→ Your goal: Scan the listing below and copy every line holding "image".

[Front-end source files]

....

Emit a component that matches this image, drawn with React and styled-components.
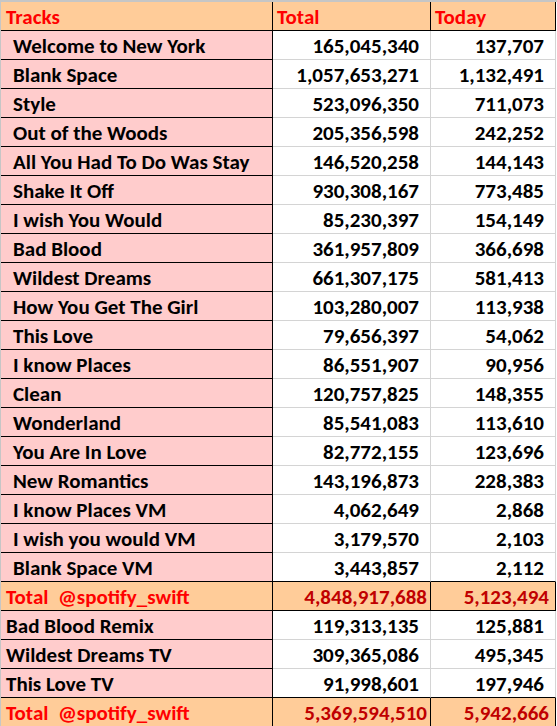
import React from 'react';
import styled, { createGlobalStyle } from 'styled-components';

const GlobalStyle = createGlobalStyle`
  html, body {
    margin: 0;
    padding: 0;
    background: #ffffff;
  }
  body {
    font-family: "Carlito", "Lato", "Liberation Sans", sans-serif;
  }
`;

const tracks = [
  ['Welcome to New York', '165,045,340', '137,707'],
  ['Blank Space', '1,057,653,271', '1,132,491'],
  ['Style', '523,096,350', '711,073'],
  ['Out of the Woods', '205,356,598', '242,252'],
  ['All You Had To Do Was Stay', '146,520,258', '144,143'],
  ['Shake It Off', '930,308,167', '773,485'],
  ['I wish You Would', '85,230,397', '154,149'],
  ['Bad Blood', '361,957,809', '366,698'],
  ['Wildest Dreams', '661,307,175', '581,413'],
  ['How You Get The Girl', '103,280,007', '113,938'],
  ['This Love', '79,656,397', '54,062'],
  ['I know Places', '86,551,907', '90,956'],
  ['Clean', '120,757,825', '148,355'],
  ['Wonderland', '85,541,083', '113,610'],
  ['You Are In Love', '82,772,155', '123,696'],
  ['New Romantics', '143,196,873', '228,383'],
  ['I know Places VM', '4,062,649', '2,868'],
  ['I wish you would VM', '3,179,570', '2,103'],
  ['Blank Space VM', '3,443,857', '2,112'],
];

const extras = [
  ['Bad Blood Remix', '119,313,135', '125,881'],
  ['Wildest Dreams TV', '309,365,086', '495,345'],
  ['This Love TV', '91,998,601', '197,946'],
];

// one list of rows, each with its kind: head, track, total, extra
const rows = [
  { kind: 'head', cells: ['Tracks', 'Total', 'Today'] },
  ...tracks.map((cells) => ({ kind: 'track', cells })),
  { kind: 'total', cells: ['Total  @spotify_swift', '4,848,917,688', '5,123,494'] },
  ...extras.map((cells) => ({ kind: 'extra', cells })),
  { kind: 'total', cells: ['Total  @spotify_swift', '5,369,594,510', '5,942,666'] },
];

const Sheet = styled.div`
  display: flex;
  flex-direction: column;
  width: 556px;
  border-top: 2px solid #c6c6c6;
  border-left: 1px solid #c6c6c6;
`;

const Row = styled.div`
  display: grid;
  grid-template-columns: 272px 158px 125px;
  height: 29px;
`;

const Cell = styled.div`
  box-sizing: border-box;
  display: flex;
  align-items: flex-end;
  justify-content: ${(p) => (p.$num ? 'flex-end' : 'flex-start')};
  padding: 0 ${(p) => p.$padRight}px 1px ${(p) => p.$padLeft}px;
  background: ${(p) => p.$bg};
  color: ${(p) => p.$color};
  border-right: 1px solid ${(p) => p.$side};
  border-bottom: 1px solid ${(p) => p.$under};
  font-size: 21px;
  font-weight: 700;
  line-height: 23px;
  white-space: pre;
  overflow: hidden;
`;

const PEACH = '#ffcc99';
const PINK = '#ffcccc';
const GRID = '#d4d4d4';
const INK = '#000000';

const cellLook = (kind, col, nextKind) => {
  const darkUnder = nextKind === 'total' || kind === 'total' || kind === 'head';
  if (kind === 'head') {
    return { $bg: PEACH, $color: '#ff0000', $side: INK, $under: INK, $padLeft: col === 0 ? 5 : 4, $padRight: 4 };
  }
  if (kind === 'total') {
    return {
      $bg: PEACH,
      $color: col === 0 ? '#ff0000' : '#c00000',
      $side: INK,
      $under: INK,
      $padLeft: 5,
      $padRight: col === 1 ? 3 : 6,
    };
  }
  if (col === 0) {
    return { $bg: PINK, $color: INK, $side: INK, $under: INK, $padLeft: kind === 'track' ? 12 : 5, $padRight: 4 };
  }
  return { $bg: '#ffffff', $color: INK, $side: GRID, $under: darkUnder ? INK : GRID, $padLeft: 4, $padRight: 11 };
};

const App = () => (
  <>
    <GlobalStyle />
    <Sheet>
      {rows.map((row, i) => {
        const nextKind = rows[i + 1] ? rows[i + 1].kind : null;
        return (
          <Row key={i}>
            {row.cells.map((text, col) => (
              <Cell key={col} $num={col > 0 && row.kind !== 'head'} {...cellLook(row.kind, col, nextKind)}>
                {text}
              </Cell>
            ))}
          </Row>
        );
      })}
    </Sheet>
  </>
);

export default App;
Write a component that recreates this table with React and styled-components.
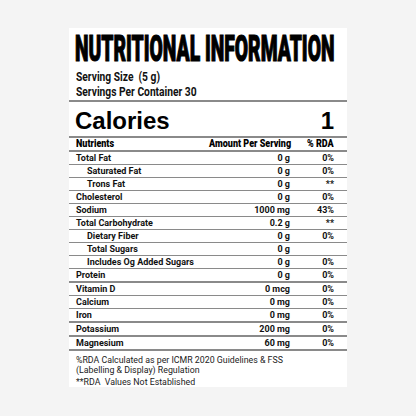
import React from "react";
import styled, { createGlobalStyle } from "styled-components";

const Global = createGlobalStyle`
  html, body { margin: 0; padding: 0; background: #f4f4f4; overflow: hidden; }
  body { font-family: Roboto, "Liberation Sans", Arial, sans-serif; color: #111; }
`;

const Page = styled.div`
  padding: 28px 69px;
`;

const Card = styled.section`
  width: 278px;
  height: 359px;
  box-sizing: border-box;
  background: #fff;
  display: flex;
  flex-direction: column;
  overflow: hidden;
`;

const Squeeze = styled.span`
  display: inline-block;
  white-space: pre;
  transform: scaleX(${(p) => p.$x});
  transform-origin: ${(p) => (p.$right ? "right" : "left")} center;
`;

const Head = styled.header`
  padding: 3px 10px 3px 6px;
  border-bottom: 2px solid #8a8a8a;
  overflow: hidden;
`;

const Title = styled.h1`
  margin: 0 0 2px;
  font-family: Roboto, sans-serif;
  font-weight: 900;
  font-size: 36px;
  line-height: 36px;
  white-space: nowrap;
  color: #000;
  -webkit-text-stroke: 1.2px #000;
`;

const Serving = styled.div`
  padding-left: 1px;
  font-family: Roboto, sans-serif;
  font-weight: 700;
  font-size: 12.5px;
  line-height: 15px;
  white-space: nowrap;
`;

const Calories = styled.div`
  display: flex;
  justify-content: space-between;
  padding: 5px 13px 1px 6px;
  font-family: "Liberation Sans", Arial, sans-serif;
  font-weight: 700;
  font-size: 24px;
  line-height: 28px;
  color: #000;
  border-bottom: 2px solid #8a8a8a;
`;

const Row = styled.div`
  display: grid;
  grid-template-columns: minmax(0, 1fr) 90px 44px;
  align-items: center;
  height: 12px;
  padding: 0 13px 0 7px;
  border-bottom: ${(p) => (p.$thick ? "2px solid #8a8a8a" : "1px solid #8a8a8a")};
  font-family: Roboto, sans-serif;
  font-weight: 700;
  font-size: 9px;
  line-height: 12px;
  white-space: nowrap;
`;

const HeadRow = styled(Row)`
  font-weight: 900;
  font-size: 10px;
  color: #000;
`;

const Name = styled.span`
  padding-left: ${(p) => (p.$indent ? "11px" : "0")};
`;

const Num = styled.span`
  text-align: right;
`;

const Footer = styled.footer`
  padding: 4px 10px 0 7px;
  font-family: Roboto, sans-serif;
  font-weight: 400;
  font-size: 8.8px;
  line-height: 10px;
  color: #222;
`;

const Note = styled.p`
  margin: 0 0 ${(p) => (p.$gap ? "2px" : "0")};
  white-space: pre;
`;

const rows = [
  { name: "Total Fat", amt: "0 g", rda: "0%" },
  { name: "Saturated Fat", amt: "0 g", rda: "0%", indent: true },
  { name: "Trons Fat", amt: "0 g", rda: "**", indent: true },
  { name: "Cholesterol", amt: "0 g", rda: "0%" },
  { name: "Sodium", amt: "1000 mg", rda: "43%" },
  { name: "Total Carbohydrate", amt: "0.2 g", rda: "**" },
  { name: "Dietary Fiber", amt: "0 g", rda: "0%", indent: true },
  { name: "Total Sugars", amt: "0 g", rda: "", indent: true },
  { name: "Includes Og Added Sugars", amt: "0 g", rda: "0%", indent: true },
  { name: "Protein", amt: "0 g", rda: "0%", thick: true },
  { name: "Vitamin D", amt: "0 mcg", rda: "0%" },
  { name: "Calcium", amt: "0 mg", rda: "0%" },
  { name: "Iron", amt: "0 mg", rda: "0%", thick: true },
  { name: "Potassium", amt: "200 mg", rda: "0%", thick: true },
  { name: "Magnesium", amt: "60 mg", rda: "0%", thick: true },
];

export default function App() {
  return (
    <Page>
      <Global />
      <Card>
        <Head>
          <Title>
            <Squeeze $x={0.535}>NUTRITIONAL INFORMATION</Squeeze>
          </Title>
          <Serving>
            <Squeeze $x={0.82}>Serving Size  (5 g)</Squeeze>
          </Serving>
          <Serving>
            <Squeeze $x={0.82}>Servings Per Container 30</Squeeze>
          </Serving>
        </Head>
        <Calories>
          <span>Calories</span>
          <span>1</span>
        </Calories>
        <HeadRow $thick>
          <Name>
            <Squeeze $x={0.9}>Nutrients</Squeeze>
          </Name>
          <Num>
            <Squeeze $x={0.9} $right>Amount Per Serving</Squeeze>
          </Num>
          <Num>
            <Squeeze $x={0.9} $right>% RDA</Squeeze>
          </Num>
        </HeadRow>
        {rows.map((r) => (
          <Row key={r.name} $thick={r.thick}>
            <Name $indent={r.indent}>{r.name}</Name>
            <Num>{r.amt}</Num>
            <Num>{r.rda}</Num>
          </Row>
        ))}
        <Footer>
          <Note>%RDA Calculated as per ICMR 2020 Guidelines &amp; FSS</Note>
          <Note $gap>(Labelling &amp; Display) Regulation</Note>
          <Note>**RDA  Values Not Established</Note>
        </Footer>
      </Card>
    </Page>
  );
}
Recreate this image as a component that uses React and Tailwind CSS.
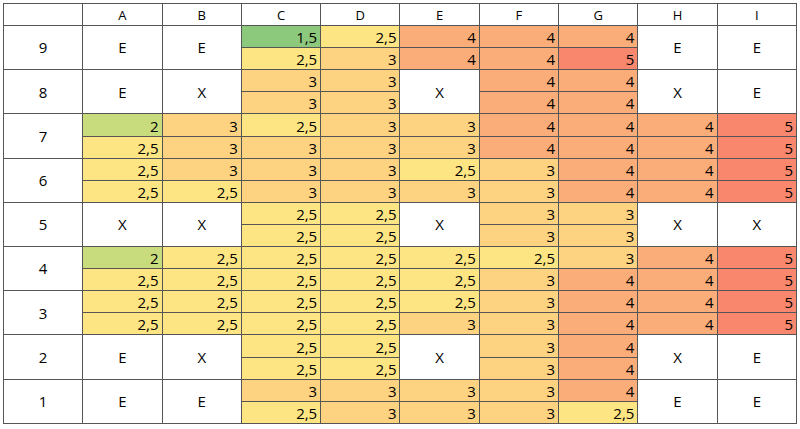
import React from "react";

const COLS = ["A", "B", "C", "D", "E", "F", "G", "H", "I"];

// each entry: string => merged white cell; array => [top, bottom]
const DATA = [
  ["9", ["E", "E", [1.5, 2.5], [2.5, 3], [4, 4], [4, 4], [4, 5], "E", "E"]],
  ["8", ["E", "X", [3, 3], [3, 3], "X", [4, 4], [4, 4], "X", "E"]],
  ["7", [[2, 2.5], [3, 3], [2.5, 3], [3, 3], [3, 3], [4, 4], [4, 4], [4, 4], [5, 5]]],
  ["6", [[2.5, 2.5], [3, 2.5], [3, 3], [3, 3], [2.5, 3], [3, 3], [4, 4], [4, 4], [5, 5]]],
  ["5", ["X", "X", [2.5, 2.5], [2.5, 2.5], "X", [3, 3], [3, 3], "X", "X"]],
  ["4", [[2, 2.5], [2.5, 2.5], [2.5, 2.5], [2.5, 2.5], [2.5, 2.5], [2.5, 3], [3, 4], [4, 4], [5, 5]]],
  ["3", [[2.5, 2.5], [2.5, 2.5], [2.5, 2.5], [2.5, 2.5], [2.5, 3], [3, 3], [4, 4], [4, 4], [5, 5]]],
  ["2", ["E", "X", [2.5, 2.5], [2.5, 2.5], "X", [3, 3], [4, 4], "X", "E"]],
  ["1", ["E", "E", [3, 2.5], [3, 3], [3, 3], [3, 3], [4, 2.5], "E", "E"]],
];

const BG = {
  1.5: "bg-[#8dc97c]",
  2: "bg-[#c8dc7d]",
  2.5: "bg-[#fee583]",
  3: "bg-[#fdd381]",
  4: "bg-[#fbad79]",
  5: "bg-[#f8876e]",
};

const fmt = (v) => String(v).replace(".", ",");

function NumCell({ v }) {
  return (
    <div
      className={`${BG[v]} flex items-end justify-end pr-[3px] pb-[1px] text-[15px] leading-[18px] text-black`}
    >
      {fmt(v)}
    </div>
  );
}

export default function App() {
  const cells = [];
  cells.push(<div key="h0" className="bg-white" />);
  COLS.forEach((c) =>
    cells.push(
      <div
        key={"h" + c}
        className="bg-white flex items-center justify-center pt-[2px] text-[13px] text-black"
      >
        {c}
      </div>
    )
  );
  DATA.forEach(([label, row]) => {
    cells.push(
      <div
        key={label + "l"}
        className="row-span-2 bg-white flex items-center justify-center text-[15px] text-black"
      >
        {label}
      </div>
    );
    row.forEach((v, i) => {
      if (typeof v === "string") {
        cells.push(
          <div
            key={label + i + "m"}
            className="row-span-2 bg-white flex items-center justify-center text-[15px] text-black"
          >
            {v}
          </div>
        );
      } else {
        cells.push(<NumCell key={label + i + "t"} v={v[0]} />);
      }
    });
    row.forEach((v, i) => {
      if (typeof v !== "string") {
        cells.push(<NumCell key={label + i + "b"} v={v[1]} />);
      }
    });
  });

  return (
    <div
      className="w-[800px] h-[429px] bg-white overflow-hidden pl-[3px] pt-[3px]"
      style={{ fontFamily: '"Open Sans", "Noto Sans", sans-serif' }}
    >
      <div className="grid w-fit grid-cols-[repeat(10,78.3px)] grid-rows-[repeat(19,21.1px)] gap-px border border-[#555555] bg-[#555555]">
        {cells}
      </div>
    </div>
  );
}
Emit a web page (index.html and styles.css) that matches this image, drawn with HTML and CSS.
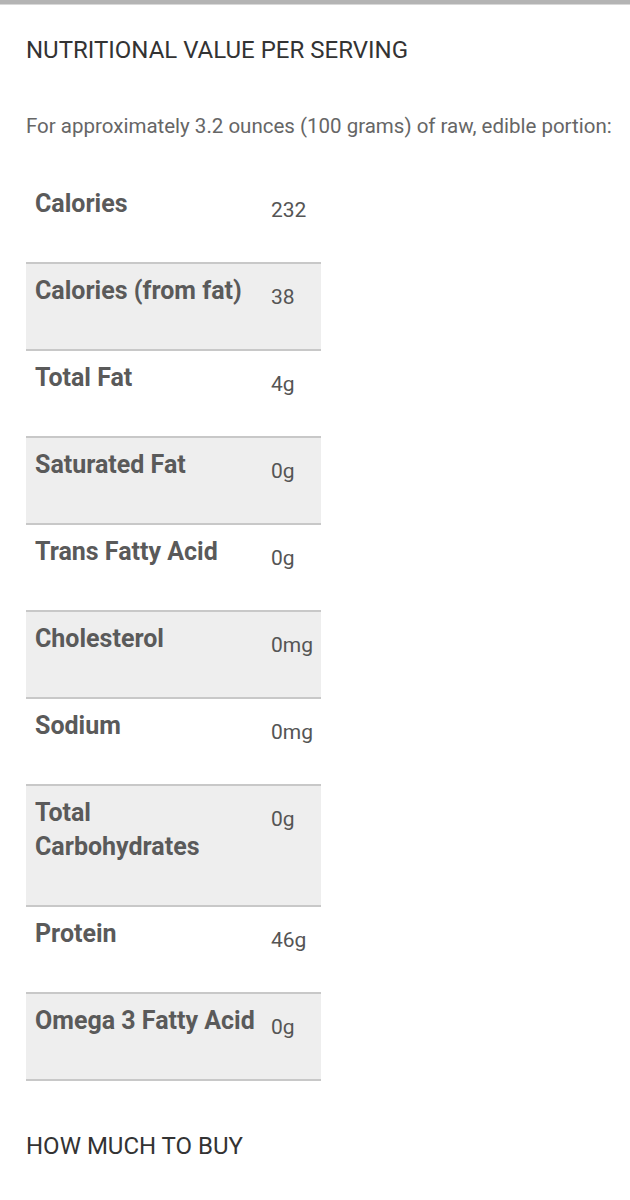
FILE: index.html
```html
<!DOCTYPE html>
<html lang="en">
<head>
<meta charset="utf-8">
<title>Nutritional value</title>
<link rel="stylesheet" href="styles.css">
</head>
<body>
<div class="topbar"></div>
<main class="content">
  <h2 class="section-title">NUTRITIONAL VALUE PER SERVING</h2>
  <p class="intro">For approximately 3.2 ounces (100 grams) of raw, edible portion:</p>
  <div class="nutri-table">
    <div class="row"><div class="label">Calories</div><div class="value">232</div></div>
    <div class="row"><div class="label">Calories (from fat)</div><div class="value">38</div></div>
    <div class="row"><div class="label">Total Fat</div><div class="value">4g</div></div>
    <div class="row"><div class="label">Saturated Fat</div><div class="value">0g</div></div>
    <div class="row"><div class="label">Trans Fatty Acid</div><div class="value">0g</div></div>
    <div class="row"><div class="label">Cholesterol</div><div class="value">0mg</div></div>
    <div class="row"><div class="label">Sodium</div><div class="value">0mg</div></div>
    <div class="row"><div class="label">Total Carbohydrates</div><div class="value">0g</div></div>
    <div class="row"><div class="label">Protein</div><div class="value">46g</div></div>
    <div class="row"><div class="label">Omega 3 Fatty Acid</div><div class="value">0g</div></div>
  </div>
  <h2 class="section-title section-title--next">HOW MUCH TO BUY</h2>
</main>
</body>
</html>
```
FILE: styles.css
```css
html, body {
  margin: 0;
  padding: 0;
  background: #ffffff;
}

body {
  font-family: Roboto, "Noto Sans", "Liberation Sans", sans-serif;
  color: #333333;
}

.topbar {
  height: 4px;
  background: #b4b4b4;
  border-bottom: 1px solid #d8d8d8;
}

.content {
  padding: 0 12px 0 26px;
}

.section-title {
  margin: 31px 0 0;
  font-size: 24px;
  line-height: 28px;
  font-weight: 400;
  color: #333333;
}

.section-title--next {
  margin-top: 51px;
}

.intro {
  margin: 50px 0 0;
  font-size: 20.5px;
  line-height: 25px;
  color: #666666;
  white-space: nowrap;
}

.nutri-table {
  margin-top: 38px;
  width: 295px;
}

.row {
  display: grid;
  grid-template-columns: 236px 1fr;
  align-items: start;
  padding-top: 10px;
  border-bottom: 2px solid #c8c8c8;
}

.row:nth-child(even) {
  background: #eeeeee;
}

.label {
  padding: 0 6px 41px 9px;
  font-size: 25px;
  line-height: 34px;
  font-weight: 700;
  color: #5a5a5a;
}

.value {
  padding: 6px 0 0 9px;
  font-size: 21px;
  line-height: 34px;
  color: #555555;
}
```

....

→ Written response:
Emit a component that matches this image, drawn with React and styled-components.
Recreate this image as a component that uses React and Tailwind CSS.
Emit a web page (index.html and styles.css) that matches this image, drawn with HTML and CSS.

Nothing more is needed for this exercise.